Problem details: Say how many lines of the listing below contain "styled", giving the number and nothing else.

Listing:

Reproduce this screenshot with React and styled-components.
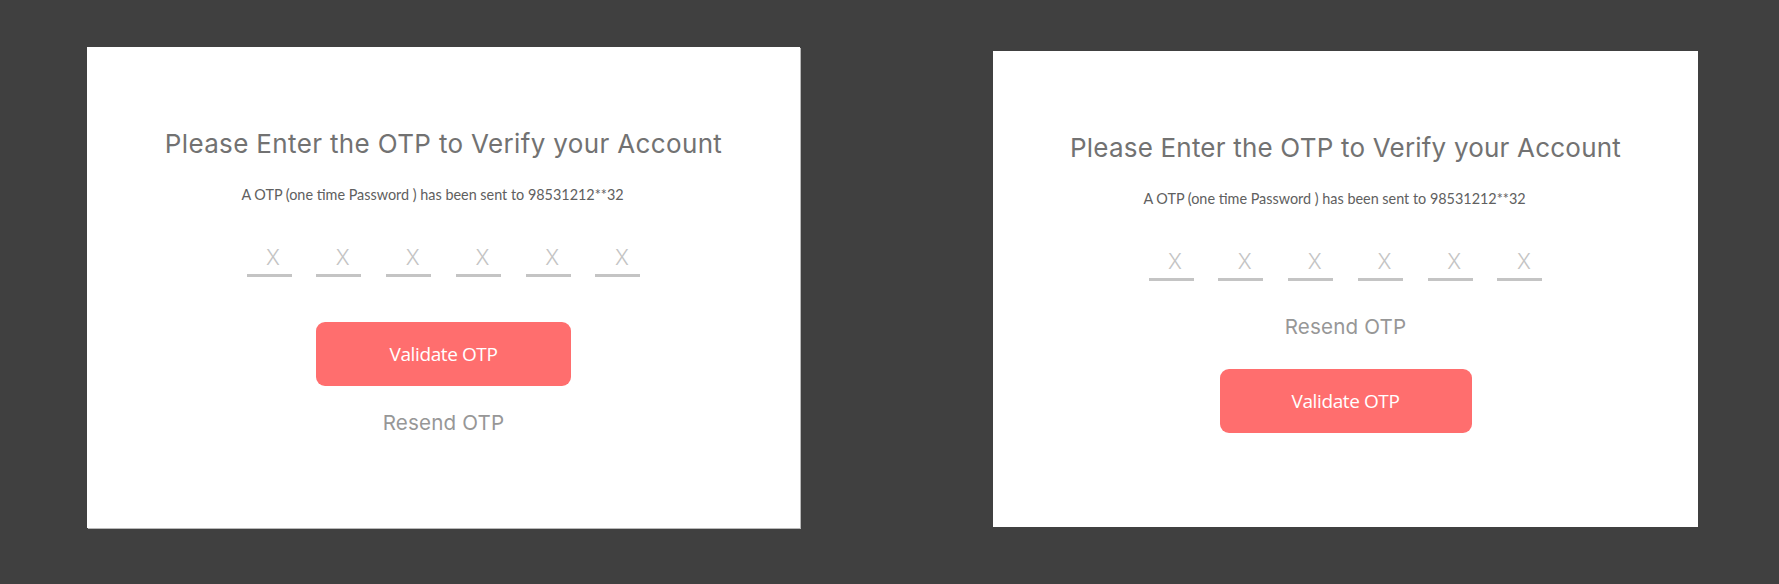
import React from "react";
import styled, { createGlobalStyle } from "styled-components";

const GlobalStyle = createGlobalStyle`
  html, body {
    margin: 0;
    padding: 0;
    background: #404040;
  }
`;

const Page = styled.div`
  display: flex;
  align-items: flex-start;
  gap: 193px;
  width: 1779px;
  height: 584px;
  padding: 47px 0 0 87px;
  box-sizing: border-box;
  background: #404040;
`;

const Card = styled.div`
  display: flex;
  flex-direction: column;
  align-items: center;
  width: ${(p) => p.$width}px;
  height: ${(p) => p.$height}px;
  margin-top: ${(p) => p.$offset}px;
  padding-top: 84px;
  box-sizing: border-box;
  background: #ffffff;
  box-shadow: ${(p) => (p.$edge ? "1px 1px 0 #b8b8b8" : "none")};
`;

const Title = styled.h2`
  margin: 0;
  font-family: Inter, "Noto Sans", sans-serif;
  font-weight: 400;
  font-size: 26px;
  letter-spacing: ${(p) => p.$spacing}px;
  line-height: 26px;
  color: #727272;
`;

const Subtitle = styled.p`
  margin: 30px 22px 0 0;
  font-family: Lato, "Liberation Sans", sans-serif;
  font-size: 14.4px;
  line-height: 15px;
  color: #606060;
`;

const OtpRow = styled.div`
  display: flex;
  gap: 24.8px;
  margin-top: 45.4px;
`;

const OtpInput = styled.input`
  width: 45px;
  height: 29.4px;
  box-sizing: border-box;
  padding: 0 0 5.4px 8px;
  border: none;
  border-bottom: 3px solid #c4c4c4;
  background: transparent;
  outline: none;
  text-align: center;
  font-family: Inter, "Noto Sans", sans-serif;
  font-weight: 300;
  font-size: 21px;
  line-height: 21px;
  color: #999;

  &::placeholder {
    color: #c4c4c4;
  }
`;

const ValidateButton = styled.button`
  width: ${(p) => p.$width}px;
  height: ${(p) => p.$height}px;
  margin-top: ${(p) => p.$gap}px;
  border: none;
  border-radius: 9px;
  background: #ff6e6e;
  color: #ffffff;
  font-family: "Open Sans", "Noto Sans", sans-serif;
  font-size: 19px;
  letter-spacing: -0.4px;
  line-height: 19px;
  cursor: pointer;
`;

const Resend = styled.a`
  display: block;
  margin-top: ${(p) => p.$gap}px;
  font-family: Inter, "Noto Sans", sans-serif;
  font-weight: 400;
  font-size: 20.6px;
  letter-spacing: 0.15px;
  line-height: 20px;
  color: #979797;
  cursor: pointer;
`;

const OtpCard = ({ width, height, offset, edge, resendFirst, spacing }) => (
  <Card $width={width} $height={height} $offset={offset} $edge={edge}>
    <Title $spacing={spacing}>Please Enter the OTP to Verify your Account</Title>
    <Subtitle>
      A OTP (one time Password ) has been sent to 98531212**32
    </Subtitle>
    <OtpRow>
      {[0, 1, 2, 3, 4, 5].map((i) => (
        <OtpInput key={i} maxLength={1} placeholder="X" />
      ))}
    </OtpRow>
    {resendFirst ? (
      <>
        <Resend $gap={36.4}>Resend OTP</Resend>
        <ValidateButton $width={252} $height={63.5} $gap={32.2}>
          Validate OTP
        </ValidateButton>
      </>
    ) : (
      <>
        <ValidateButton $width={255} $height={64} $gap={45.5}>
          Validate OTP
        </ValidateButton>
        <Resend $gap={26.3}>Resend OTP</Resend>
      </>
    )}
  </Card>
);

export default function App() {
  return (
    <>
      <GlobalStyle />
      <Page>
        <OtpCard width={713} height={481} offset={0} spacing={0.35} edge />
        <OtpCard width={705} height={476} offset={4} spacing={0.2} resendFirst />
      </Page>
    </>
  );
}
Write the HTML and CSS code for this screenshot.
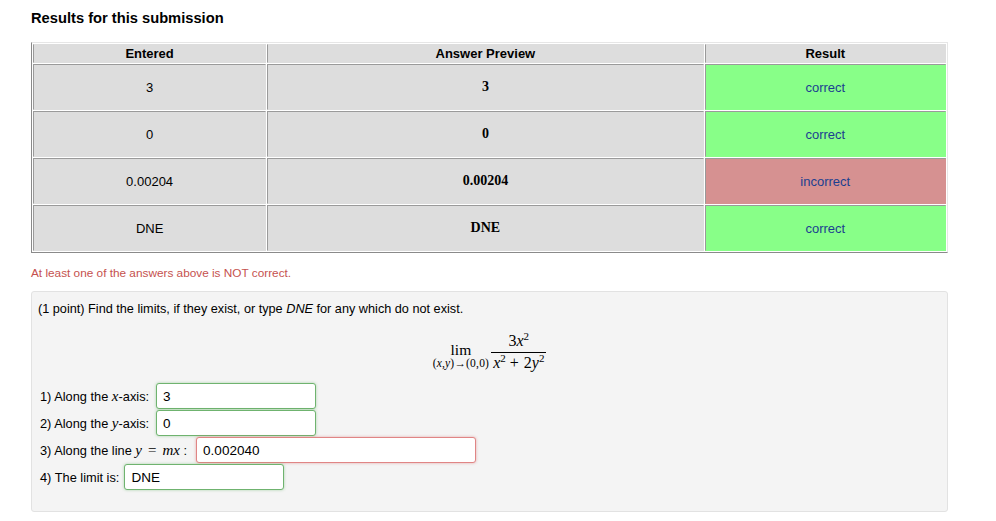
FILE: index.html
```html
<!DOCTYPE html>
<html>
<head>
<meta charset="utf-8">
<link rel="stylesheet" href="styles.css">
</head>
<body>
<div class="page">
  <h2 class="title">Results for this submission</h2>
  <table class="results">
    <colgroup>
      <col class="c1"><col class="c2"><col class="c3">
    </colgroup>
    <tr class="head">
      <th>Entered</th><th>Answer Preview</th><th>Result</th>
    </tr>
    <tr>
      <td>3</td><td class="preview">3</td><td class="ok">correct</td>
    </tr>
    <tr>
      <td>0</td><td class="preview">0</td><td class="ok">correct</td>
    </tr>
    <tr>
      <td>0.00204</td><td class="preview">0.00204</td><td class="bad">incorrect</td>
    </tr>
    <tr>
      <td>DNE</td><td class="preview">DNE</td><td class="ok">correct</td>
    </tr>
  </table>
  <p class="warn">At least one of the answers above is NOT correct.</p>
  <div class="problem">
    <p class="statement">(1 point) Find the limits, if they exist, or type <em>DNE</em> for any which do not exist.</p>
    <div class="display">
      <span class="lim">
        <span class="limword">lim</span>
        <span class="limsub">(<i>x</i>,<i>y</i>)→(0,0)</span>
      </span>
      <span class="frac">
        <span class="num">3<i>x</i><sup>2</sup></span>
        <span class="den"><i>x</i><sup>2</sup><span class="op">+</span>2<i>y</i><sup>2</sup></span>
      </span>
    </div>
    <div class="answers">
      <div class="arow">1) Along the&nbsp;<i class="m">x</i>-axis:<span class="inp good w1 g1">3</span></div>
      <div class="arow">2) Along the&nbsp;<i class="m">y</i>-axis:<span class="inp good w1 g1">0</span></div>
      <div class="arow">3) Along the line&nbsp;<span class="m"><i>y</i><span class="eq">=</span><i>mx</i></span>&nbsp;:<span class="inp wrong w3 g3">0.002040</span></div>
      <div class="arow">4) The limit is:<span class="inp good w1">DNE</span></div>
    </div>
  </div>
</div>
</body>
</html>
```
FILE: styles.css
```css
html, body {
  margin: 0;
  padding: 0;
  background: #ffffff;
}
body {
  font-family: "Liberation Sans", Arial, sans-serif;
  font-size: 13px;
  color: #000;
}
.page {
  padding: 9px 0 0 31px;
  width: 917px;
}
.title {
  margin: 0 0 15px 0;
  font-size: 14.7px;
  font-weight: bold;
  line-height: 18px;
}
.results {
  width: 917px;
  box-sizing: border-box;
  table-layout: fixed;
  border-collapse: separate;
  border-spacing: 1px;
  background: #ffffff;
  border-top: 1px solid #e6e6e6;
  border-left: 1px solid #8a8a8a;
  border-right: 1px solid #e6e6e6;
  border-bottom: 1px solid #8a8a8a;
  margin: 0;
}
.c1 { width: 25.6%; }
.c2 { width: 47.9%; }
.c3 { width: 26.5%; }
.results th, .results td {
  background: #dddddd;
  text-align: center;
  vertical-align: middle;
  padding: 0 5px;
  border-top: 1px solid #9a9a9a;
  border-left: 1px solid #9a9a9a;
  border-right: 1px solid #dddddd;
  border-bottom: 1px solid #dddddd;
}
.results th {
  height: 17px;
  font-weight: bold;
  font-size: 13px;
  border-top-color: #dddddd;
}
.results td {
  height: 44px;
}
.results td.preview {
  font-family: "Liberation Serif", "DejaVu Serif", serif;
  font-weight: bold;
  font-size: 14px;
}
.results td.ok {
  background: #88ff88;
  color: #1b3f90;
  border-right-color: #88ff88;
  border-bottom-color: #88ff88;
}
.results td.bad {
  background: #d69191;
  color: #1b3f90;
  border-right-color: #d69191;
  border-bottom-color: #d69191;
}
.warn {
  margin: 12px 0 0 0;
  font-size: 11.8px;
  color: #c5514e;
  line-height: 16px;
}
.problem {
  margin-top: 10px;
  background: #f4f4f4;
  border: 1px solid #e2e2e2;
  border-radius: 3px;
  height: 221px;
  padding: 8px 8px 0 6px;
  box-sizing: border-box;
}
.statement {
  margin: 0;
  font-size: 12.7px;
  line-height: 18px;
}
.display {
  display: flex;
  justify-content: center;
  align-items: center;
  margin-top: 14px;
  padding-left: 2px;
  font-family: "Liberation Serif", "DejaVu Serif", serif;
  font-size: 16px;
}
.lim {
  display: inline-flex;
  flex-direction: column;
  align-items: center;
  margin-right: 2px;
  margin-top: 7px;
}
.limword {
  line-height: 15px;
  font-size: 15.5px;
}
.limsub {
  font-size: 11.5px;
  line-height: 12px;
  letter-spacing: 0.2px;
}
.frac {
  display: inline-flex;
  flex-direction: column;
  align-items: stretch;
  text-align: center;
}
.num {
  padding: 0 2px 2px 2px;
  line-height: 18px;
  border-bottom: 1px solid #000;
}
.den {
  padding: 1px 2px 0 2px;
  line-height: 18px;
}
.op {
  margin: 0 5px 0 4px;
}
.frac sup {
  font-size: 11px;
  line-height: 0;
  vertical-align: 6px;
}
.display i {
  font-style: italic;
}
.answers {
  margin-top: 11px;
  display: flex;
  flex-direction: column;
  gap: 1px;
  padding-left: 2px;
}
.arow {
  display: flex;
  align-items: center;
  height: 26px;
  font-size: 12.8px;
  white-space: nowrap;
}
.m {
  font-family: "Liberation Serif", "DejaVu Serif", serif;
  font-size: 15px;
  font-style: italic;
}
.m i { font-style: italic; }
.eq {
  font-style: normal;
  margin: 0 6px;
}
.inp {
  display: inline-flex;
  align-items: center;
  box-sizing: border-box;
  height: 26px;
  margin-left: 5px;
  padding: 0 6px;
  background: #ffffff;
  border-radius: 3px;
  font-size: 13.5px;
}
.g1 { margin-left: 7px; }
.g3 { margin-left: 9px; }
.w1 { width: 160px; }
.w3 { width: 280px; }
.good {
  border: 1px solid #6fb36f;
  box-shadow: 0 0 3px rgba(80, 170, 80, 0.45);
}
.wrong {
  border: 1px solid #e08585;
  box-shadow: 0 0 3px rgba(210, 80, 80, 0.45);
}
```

The reply: 10